To fix that, I've been doing a lot of thinking about and freewriting about and notetaking on conflict. That seems like a pretty obvious aspect of fiction, but as I often have to point out to my students, it can be elusive. When we're struggling and just want the work to be done, it's easy to confuse a problem with conflict. The character has a problem isn't a conflict. The character has a problem AND something else may make a conflict. For my students, and now for me, it can be unexpectedly difficult to get clear on that.

And then when I have a good sense of conflict, it usually only works in isolation. When I start matching it up with what is actually going on in at different parts of the draft I can see a lot of daylight. Which leads to a lot of brainstorming and notetaking about the revisions I could make, once I get over the panic.

And I'm not sure I do have a good sense of what the conflict is to begin with. It remains elusive.

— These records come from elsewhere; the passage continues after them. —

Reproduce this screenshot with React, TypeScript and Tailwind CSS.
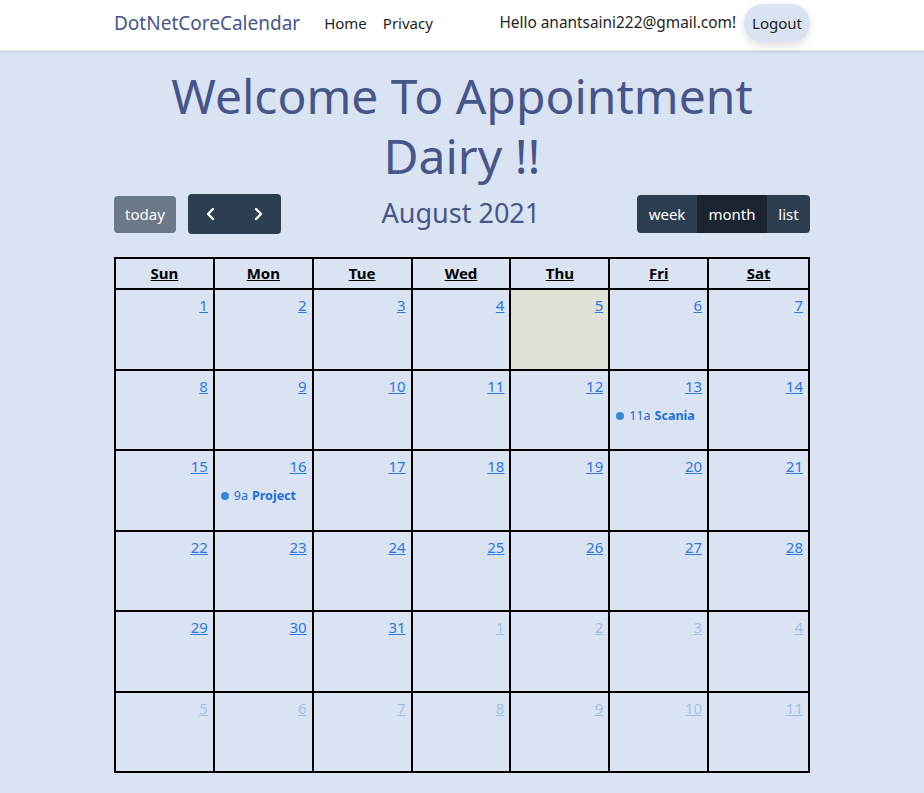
import React from "react";

const font = { fontFamily: '"Noto Sans", "Open Sans", sans-serif' };

type Cell = { d: number; other?: boolean; today?: boolean; ev?: { t: string; n: string } };

const weeks: Cell[][] = [
  [1, 2, 3, 4, 5, 6, 7].map((d) => ({ d, today: d === 5 })),
  [8, 9, 10, 11, 12, 13, 14].map((d) => ({ d, ev: d === 13 ? { t: "11a", n: "Scania" } : undefined })),
  [15, 16, 17, 18, 19, 20, 21].map((d) => ({ d, ev: d === 16 ? { t: "9a", n: "Project" } : undefined })),
  [22, 23, 24, 25, 26, 27, 28].map((d) => ({ d })),
  [
    { d: 29 },
    { d: 30 },
    { d: 31 },
    { d: 1, other: true },
    { d: 2, other: true },
    { d: 3, other: true },
    { d: 4, other: true },
  ],
  [5, 6, 7, 8, 9, 10, 11].map((d) => ({ d, other: true })),
];

const days = ["Sun", "Mon", "Tue", "Wed", "Thu", "Fri", "Sat"];

export default function App() {
  return (
    <div className="min-h-[793px] bg-[#dae3f1]" style={font}>
      <nav className="h-[51px] bg-white shadow-[0_1px_3px_rgba(0,0,0,0.1)] border-b border-[#e5e5e5]">
        <div className="w-[696px] mx-auto h-full flex items-center pb-[4px]">
          <span className="text-[19px] text-[#47568a] mr-[24px]">DotNetCoreCalendar</span>
          <span className="text-[15px] text-[#222] mr-[16px]">Home</span>
          <span className="text-[15px] text-[#222]">Privacy</span>
          <div className="ml-auto flex items-center">
            <span className="text-[15.4px] text-[#222] mr-[8px]">Hello anantsaini222@gmail.com!</span>
            <span className="h-[38px] px-[8px] flex items-center rounded-full bg-[#dae3f1] text-[15px] text-[#222] shadow-[0_4px_8px_rgba(0,0,0,0.12)]">
              Logout
            </span>
          </div>
        </div>
      </nav>
      <div className="w-[696px] mx-auto">
        <h1 className="text-center text-[48px] leading-[60px] text-[#47568a] font-normal pt-[15px] px-[40px]">
          Welcome To Appointment Dairy !!
        </h1>
        <div className="flex items-center mt-[8px] h-[40px]">
          <div className="flex items-center gap-[12px]">
            <span className="h-[37px] px-[11px] flex items-center rounded-[4px] bg-[#6b7888] text-white text-[15px]">today</span>
            <div className="h-[40px] w-[93px] flex rounded-[4px] bg-[#2c3e50] text-white">
              <span className="flex-1 flex items-center justify-center">
                <svg width="14" height="14" viewBox="0 0 14 14" fill="none" stroke="white" strokeWidth="2.4" strokeLinecap="round" strokeLinejoin="round">
                  <path d="M9 2L4 7l5 5" />
                </svg>
              </span>
              <span className="flex-1 flex items-center justify-center">
                <svg width="14" height="14" viewBox="0 0 14 14" fill="none" stroke="white" strokeWidth="2.4" strokeLinecap="round" strokeLinejoin="round">
                  <path d="M5 2l5 5-5 5" />
                </svg>
              </span>
            </div>
          </div>
          <div className="flex-1 text-center text-[27px] text-[#47568a] pl-[4px] pb-[2px]">August 2021</div>
          <div className="h-[38px] flex rounded-[4px] overflow-hidden bg-[#2c3e50] text-white text-[15px]">
            <span className="w-[60px] flex items-center justify-center">week</span>
            <span className="w-[70px] flex items-center justify-center bg-[#1a252f]">month</span>
            <span className="w-[43px] flex items-center justify-center">list</span>
          </div>
        </div>
        <div className="mt-[23px] border-2 border-black">
          <div className="grid grid-cols-7 h-[29px]">
            {days.map((d, i) => (
              <div
                key={d}
                className={`flex items-center justify-center text-[15px] font-bold text-black underline ${i < 6 ? "border-r-2 border-black" : ""}`}
              >
                {d}
              </div>
            ))}
          </div>
          {weeks.map((w, wi) => (
            <div key={wi} className="grid grid-cols-7 h-[80.5px] border-t-2 border-black">
              {w.map((c, i) => (
                <div
                  key={i}
                  className={`${i < 6 ? "border-r-2 border-black" : ""} ${c.today ? "bg-[#e0e2d5]" : ""} flex flex-col`}
                >
                  <div
                    className={`text-right pr-[5px] pt-[4px] text-[15px] leading-[22px] underline ${
                      c.other ? "text-[#2a7ae2]/35" : "text-[#2a7ae2]"
                    }`}
                  >
                    {c.d}
                  </div>
                  {c.ev && (
                    <div className="flex items-center pl-[6px] mt-[10px] text-[12.5px] text-[#1a6fd6]">
                      <span className="w-[8px] h-[8px] rounded-full bg-[#3788d8] mr-[5px]" />
                      <span>{c.ev.t}</span>
                      <span className="font-bold ml-[4px]">{c.ev.n}</span>
                    </div>
                  )}
                </div>
              ))}
            </div>
          ))}
        </div>
      </div>
    </div>
  );
}
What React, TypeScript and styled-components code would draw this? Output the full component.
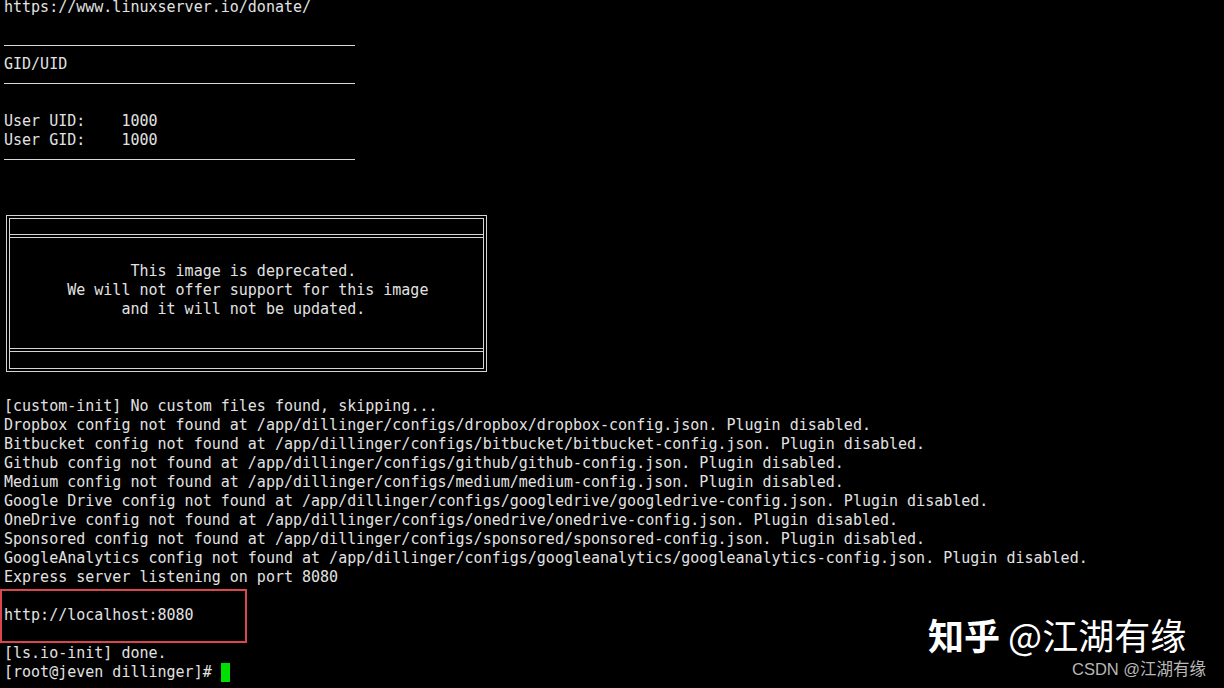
import React from 'react';
import styled, { createGlobalStyle } from 'styled-components';

const GlobalStyle = createGlobalStyle`
  html, body {
    margin: 0;
    padding: 0;
    background: #000;
    overflow: hidden;
  }
`;

const Screen = styled.div`
  position: relative;
  width: 1224px;
  height: 688px;
  background: #000;
  overflow: hidden;
`;

const Terminal = styled.div`
  padding-left: 4px;
  margin-top: -2px;
  font-family: 'DejaVu Sans Mono', 'Liberation Mono', monospace;
  font-size: 15px;
  color: #e2e2e2;
`;

const Line = styled.div`
  height: 19px;
  line-height: 19px;
  white-space: pre;
`;

const Rule = styled.div`
  height: 19px;
  display: flex;
  align-items: center;

  &::after {
    content: '';
    display: block;
    width: 351px;
    height: 1px;
    background: #d8d8d8;
  }
`;

const Panel = styled.div`
  width: 473px;
  margin: 8px 0 6px 2px;
  border: 4px double #d4d4d4;
`;

const PanelCap = styled.div<{ $h: number }>`
  height: ${p => p.$h}px;
`;

const PanelBody = styled.div`
  height: 118px;
  box-sizing: border-box;
  padding-top: 24px;
  border-top: 4px double #d4d4d4;
  border-bottom: 4px double #d4d4d4;
`;

/* the panel sits 6px right of the terminal grid, so pull columns back */
const NoticeLine = styled(Line)<{ $col: number }>`
  padding-left: calc(${p => p.$col}ch - 6px);
`;

const Highlight = styled.div`
  position: relative;

  &::after {
    content: '';
    position: absolute;
    left: -4px;
    top: 2px;
    width: 247px;
    height: 54px;
    box-sizing: border-box;
    border: 2.5px solid #d9474c;
  }
`;

const Cursor = styled.span`
  display: inline-block;
  width: 9px;
  height: 19px;
  vertical-align: top;
  background: #00e000;
`;

const Watermark = styled.div`
  position: absolute;
  left: 928px;
  top: 614px;
  font-family: 'Noto Sans CJK SC', 'Liberation Sans', sans-serif;
  font-size: 36px;
  font-weight: 400;
  line-height: 40px;
  color: #fff;
  white-space: pre;
`;

const Brand = styled.span`
  font-weight: 700;
`;

const SourceMark = styled.div`
  position: absolute;
  left: 1072px;
  top: 659px;
  font-family: 'Liberation Sans', 'Noto Sans CJK SC', sans-serif;
  font-size: 16.5px;
  line-height: 20px;
  color: #b8b8b8;
  white-space: pre;
`;

const configs = [
  'Dropbox config not found at /app/dillinger/configs/dropbox/dropbox-config.json. Plugin disabled.',
  'Bitbucket config not found at /app/dillinger/configs/bitbucket/bitbucket-config.json. Plugin disabled.',
  'Github config not found at /app/dillinger/configs/github/github-config.json. Plugin disabled.',
  'Medium config not found at /app/dillinger/configs/medium/medium-config.json. Plugin disabled.',
  'Google Drive config not found at /app/dillinger/configs/googledrive/googledrive-config.json. Plugin disabled.',
  'OneDrive config not found at /app/dillinger/configs/onedrive/onedrive-config.json. Plugin disabled.',
  'Sponsored config not found at /app/dillinger/configs/sponsored/sponsored-config.json. Plugin disabled.',
  'GoogleAnalytics config not found at /app/dillinger/configs/googleanalytics/googleanalytics-config.json. Plugin disabled.',
];

const notice = [
  { col: 14, text: 'This image is deprecated.' },
  { col: 7, text: 'We will not offer support for this image' },
  { col: 13, text: 'and it will not be updated.' },
];

const App: React.FC = () => {
  return (
    <Screen>
      <GlobalStyle />
      <Terminal>
        <Line>https://www.linuxserver.io/donate/</Line>
        <Line> </Line>
        <Rule />
        <Line>GID/UID</Line>
        <Rule />
        <Line> </Line>
        <Line>User UID:    1000</Line>
        <Line>User GID:    1000</Line>
        <Rule />
        <Line> </Line>
        <Line> </Line>

        <Panel>
          <PanelCap $h={15} />
          <PanelBody>
            {notice.map(n => (
              <NoticeLine key={n.text} $col={n.col}>{n.text}</NoticeLine>
            ))}
          </PanelBody>
          <PanelCap $h={16} />
        </Panel>

        <Line> </Line>
        <Line>[custom-init] No custom files found, skipping...</Line>
        {configs.map(text => (
          <Line key={text}>{text}</Line>
        ))}
        <Line>Express server listening on port 8080</Line>
        <Highlight>
          <Line> </Line>
          <Line>http://localhost:8080</Line>
          <Line> </Line>
        </Highlight>
        <Line>[ls.io-init] done.</Line>
        <Line>
          [root@jeven dillinger]# <Cursor />
        </Line>
      </Terminal>

      <Watermark>
        <Brand>知乎</Brand> @江湖有缘
      </Watermark>
      <SourceMark>CSDN @江湖有缘</SourceMark>
    </Screen>
  );
};

export default App;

Anyway, I'm trying not to rush it, or I would have started the next rewrite yesterday. I keep trying to see if I can get a sharper sense of the story first. Once I do start the next draft, I think what it will be is going through scene-by-scene to make it focus on and further the central conflicts.

It feels like a long way to go. One mark in my favor so far is that the language felt pretty tight on the read through. I didn't have a whole lot of those checkmarks. I don't think there's a lot of sentence-level clumsiness or drag. When I do get to work on a polishing draft, I think I'll want to try and punch up the energy and playfulness of language.